◆ Written task
Will you transcribe all the entries word for word, skipping the pictures they hold?

####

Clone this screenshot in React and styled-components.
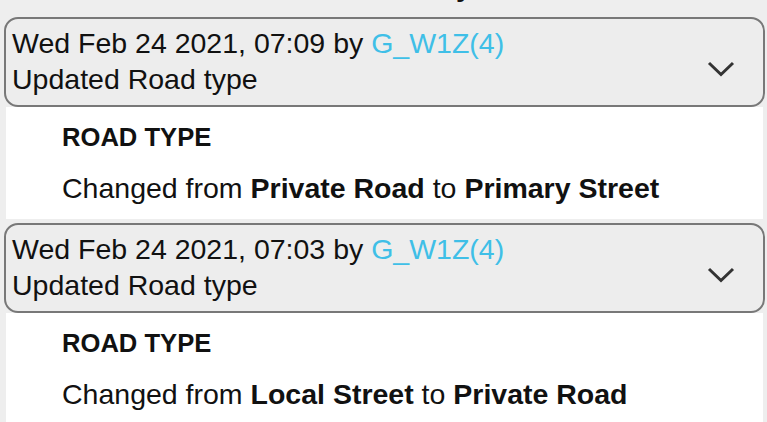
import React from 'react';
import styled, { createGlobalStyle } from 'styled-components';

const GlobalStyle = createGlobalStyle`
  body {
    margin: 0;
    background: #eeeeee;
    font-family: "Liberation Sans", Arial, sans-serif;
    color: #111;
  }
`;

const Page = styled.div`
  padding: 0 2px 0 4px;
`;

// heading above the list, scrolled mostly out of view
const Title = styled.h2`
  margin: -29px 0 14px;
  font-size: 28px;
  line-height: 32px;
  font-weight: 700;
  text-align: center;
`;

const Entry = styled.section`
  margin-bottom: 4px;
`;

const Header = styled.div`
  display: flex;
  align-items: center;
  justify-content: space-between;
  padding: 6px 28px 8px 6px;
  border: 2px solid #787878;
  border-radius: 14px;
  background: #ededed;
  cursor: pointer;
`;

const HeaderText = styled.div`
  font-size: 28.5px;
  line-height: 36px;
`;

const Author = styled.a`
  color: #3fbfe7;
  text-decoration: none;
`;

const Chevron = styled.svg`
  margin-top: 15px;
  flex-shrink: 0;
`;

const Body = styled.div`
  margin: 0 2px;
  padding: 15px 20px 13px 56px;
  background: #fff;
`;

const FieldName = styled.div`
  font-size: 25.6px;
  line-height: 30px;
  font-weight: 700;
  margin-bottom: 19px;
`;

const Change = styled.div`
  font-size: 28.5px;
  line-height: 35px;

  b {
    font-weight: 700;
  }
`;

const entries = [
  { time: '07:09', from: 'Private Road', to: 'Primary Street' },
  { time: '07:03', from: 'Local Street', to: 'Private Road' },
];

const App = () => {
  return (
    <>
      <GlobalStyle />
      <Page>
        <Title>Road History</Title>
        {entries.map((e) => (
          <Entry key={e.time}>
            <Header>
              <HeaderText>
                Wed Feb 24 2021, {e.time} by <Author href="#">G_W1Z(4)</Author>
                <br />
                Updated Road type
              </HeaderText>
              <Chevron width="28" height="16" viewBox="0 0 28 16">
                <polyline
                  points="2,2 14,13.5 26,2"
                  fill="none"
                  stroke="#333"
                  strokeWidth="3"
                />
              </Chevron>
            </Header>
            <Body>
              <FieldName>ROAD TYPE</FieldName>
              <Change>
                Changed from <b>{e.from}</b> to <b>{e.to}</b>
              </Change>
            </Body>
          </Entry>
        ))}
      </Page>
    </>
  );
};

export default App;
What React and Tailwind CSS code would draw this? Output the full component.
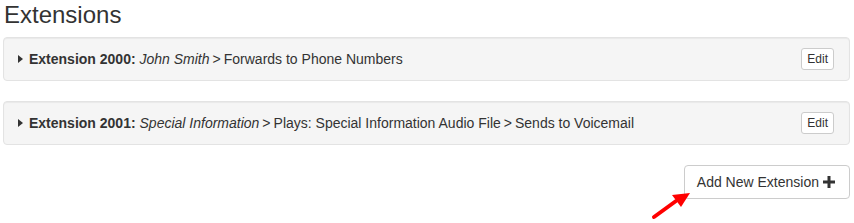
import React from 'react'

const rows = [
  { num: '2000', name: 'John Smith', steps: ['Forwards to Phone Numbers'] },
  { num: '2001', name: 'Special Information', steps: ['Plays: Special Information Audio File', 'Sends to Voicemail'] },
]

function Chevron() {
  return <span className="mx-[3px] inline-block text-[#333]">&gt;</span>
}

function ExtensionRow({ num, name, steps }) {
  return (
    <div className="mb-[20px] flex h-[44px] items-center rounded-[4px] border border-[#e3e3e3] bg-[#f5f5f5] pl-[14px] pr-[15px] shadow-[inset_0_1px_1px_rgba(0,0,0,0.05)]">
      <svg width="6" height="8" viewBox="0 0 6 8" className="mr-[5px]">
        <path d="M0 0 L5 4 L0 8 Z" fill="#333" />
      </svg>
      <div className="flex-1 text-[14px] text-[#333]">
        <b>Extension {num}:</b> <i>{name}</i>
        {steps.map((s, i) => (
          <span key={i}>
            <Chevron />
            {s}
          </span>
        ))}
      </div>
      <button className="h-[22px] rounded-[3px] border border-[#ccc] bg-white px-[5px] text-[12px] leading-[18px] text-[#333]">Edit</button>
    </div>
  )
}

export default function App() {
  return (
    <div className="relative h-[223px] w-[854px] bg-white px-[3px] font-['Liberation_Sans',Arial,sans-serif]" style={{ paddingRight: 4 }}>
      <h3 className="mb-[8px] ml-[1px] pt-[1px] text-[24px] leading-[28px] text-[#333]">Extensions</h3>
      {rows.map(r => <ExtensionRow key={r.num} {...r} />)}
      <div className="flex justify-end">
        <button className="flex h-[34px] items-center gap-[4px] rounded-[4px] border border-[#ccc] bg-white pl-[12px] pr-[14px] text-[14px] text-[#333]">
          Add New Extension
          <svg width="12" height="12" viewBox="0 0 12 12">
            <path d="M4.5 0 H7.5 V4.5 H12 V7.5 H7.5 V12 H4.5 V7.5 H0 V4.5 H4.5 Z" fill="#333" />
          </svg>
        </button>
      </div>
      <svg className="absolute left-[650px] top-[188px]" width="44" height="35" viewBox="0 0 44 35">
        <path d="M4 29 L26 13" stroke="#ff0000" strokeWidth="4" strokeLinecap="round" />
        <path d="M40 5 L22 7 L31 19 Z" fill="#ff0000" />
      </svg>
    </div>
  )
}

####

◆ Complete answer
Clone this screenshot in React and styled-components.
import React from 'react';
import styled, { createGlobalStyle } from 'styled-components';

const GlobalStyle = createGlobalStyle`
  body {
    margin: 0;
    background: #eeeeee;
    font-family: "Liberation Sans", Arial, sans-serif;
    color: #111;
  }
`;

const Page = styled.div`
  padding: 0 2px 0 4px;
`;

// heading above the list, scrolled mostly out of view
const Title = styled.h2`
  margin: -29px 0 14px;
  font-size: 28px;
  line-height: 32px;
  font-weight: 700;
  text-align: center;
`;

const Entry = styled.section`
  margin-bottom: 4px;
`;

const Header = styled.div`
  display: flex;
  align-items: center;
  justify-content: space-between;
  padding: 6px 28px 8px 6px;
  border: 2px solid #787878;
  border-radius: 14px;
  background: #ededed;
  cursor: pointer;
`;

const HeaderText = styled.div`
  font-size: 28.5px;
  line-height: 36px;
`;

const Author = styled.a`
  color: #3fbfe7;
  text-decoration: none;
`;

const Chevron = styled.svg`
  margin-top: 15px;
  flex-shrink: 0;
`;

const Body = styled.div`
  margin: 0 2px;
  padding: 15px 20px 13px 56px;
  background: #fff;
`;

const FieldName = styled.div`
  font-size: 25.6px;
  line-height: 30px;
  font-weight: 700;
  margin-bottom: 19px;
`;

const Change = styled.div`
  font-size: 28.5px;
  line-height: 35px;

  b {
    font-weight: 700;
  }
`;

const entries = [
  { time: '07:09', from: 'Private Road', to: 'Primary Street' },
  { time: '07:03', from: 'Local Street', to: 'Private Road' },
];

const App = () => {
  return (
    <>
      <GlobalStyle />
      <Page>
        <Title>Road History</Title>
        {entries.map((e) => (
          <Entry key={e.time}>
            <Header>
              <HeaderText>
                Wed Feb 24 2021, {e.time} by <Author href="#">G_W1Z(4)</Author>
                <br />
                Updated Road type
              </HeaderText>
              <Chevron width="28" height="16" viewBox="0 0 28 16">
                <polyline
                  points="2,2 14,13.5 26,2"
                  fill="none"
                  stroke="#333"
                  strokeWidth="3"
                />
              </Chevron>
            </Header>
            <Body>
              <FieldName>ROAD TYPE</FieldName>
              <Change>
                Changed from <b>{e.from}</b> to <b>{e.to}</b>
              </Change>
            </Body>
          </Entry>
        ))}
      </Page>
    </>
  );
};

export default App;
What React and Tailwind CSS code would draw this? Output the full component.
import React from 'react'

const rows = [
  { num: '2000', name: 'John Smith', steps: ['Forwards to Phone Numbers'] },
  { num: '2001', name: 'Special Information', steps: ['Plays: Special Information Audio File', 'Sends to Voicemail'] },
]

function Chevron() {
  return <span className="mx-[3px] inline-block text-[#333]">&gt;</span>
}

function ExtensionRow({ num, name, steps }) {
  return (
    <div className="mb-[20px] flex h-[44px] items-center rounded-[4px] border border-[#e3e3e3] bg-[#f5f5f5] pl-[14px] pr-[15px] shadow-[inset_0_1px_1px_rgba(0,0,0,0.05)]">
      <svg width="6" height="8" viewBox="0 0 6 8" className="mr-[5px]">
        <path d="M0 0 L5 4 L0 8 Z" fill="#333" />
      </svg>
      <div className="flex-1 text-[14px] text-[#333]">
        <b>Extension {num}:</b> <i>{name}</i>
        {steps.map((s, i) => (
          <span key={i}>
            <Chevron />
            {s}
          </span>
        ))}
      </div>
      <button className="h-[22px] rounded-[3px] border border-[#ccc] bg-white px-[5px] text-[12px] leading-[18px] text-[#333]">Edit</button>
    </div>
  )
}

export default function App() {
  return (
    <div className="relative h-[223px] w-[854px] bg-white px-[3px] font-['Liberation_Sans',Arial,sans-serif]" style={{ paddingRight: 4 }}>
      <h3 className="mb-[8px] ml-[1px] pt-[1px] text-[24px] leading-[28px] text-[#333]">Extensions</h3>
      {rows.map(r => <ExtensionRow key={r.num} {...r} />)}
      <div className="flex justify-end">
        <button className="flex h-[34px] items-center gap-[4px] rounded-[4px] border border-[#ccc] bg-white pl-[12px] pr-[14px] text-[14px] text-[#333]">
          Add New Extension
          <svg width="12" height="12" viewBox="0 0 12 12">
            <path d="M4.5 0 H7.5 V4.5 H12 V7.5 H7.5 V12 H4.5 V7.5 H0 V4.5 H4.5 Z" fill="#333" />
          </svg>
        </button>
      </div>
      <svg className="absolute left-[650px] top-[188px]" width="44" height="35" viewBox="0 0 44 35">
        <path d="M4 29 L26 13" stroke="#ff0000" strokeWidth="4" strokeLinecap="round" />
        <path d="M40 5 L22 7 L31 19 Z" fill="#ff0000" />
      </svg>
    </div>
  )
}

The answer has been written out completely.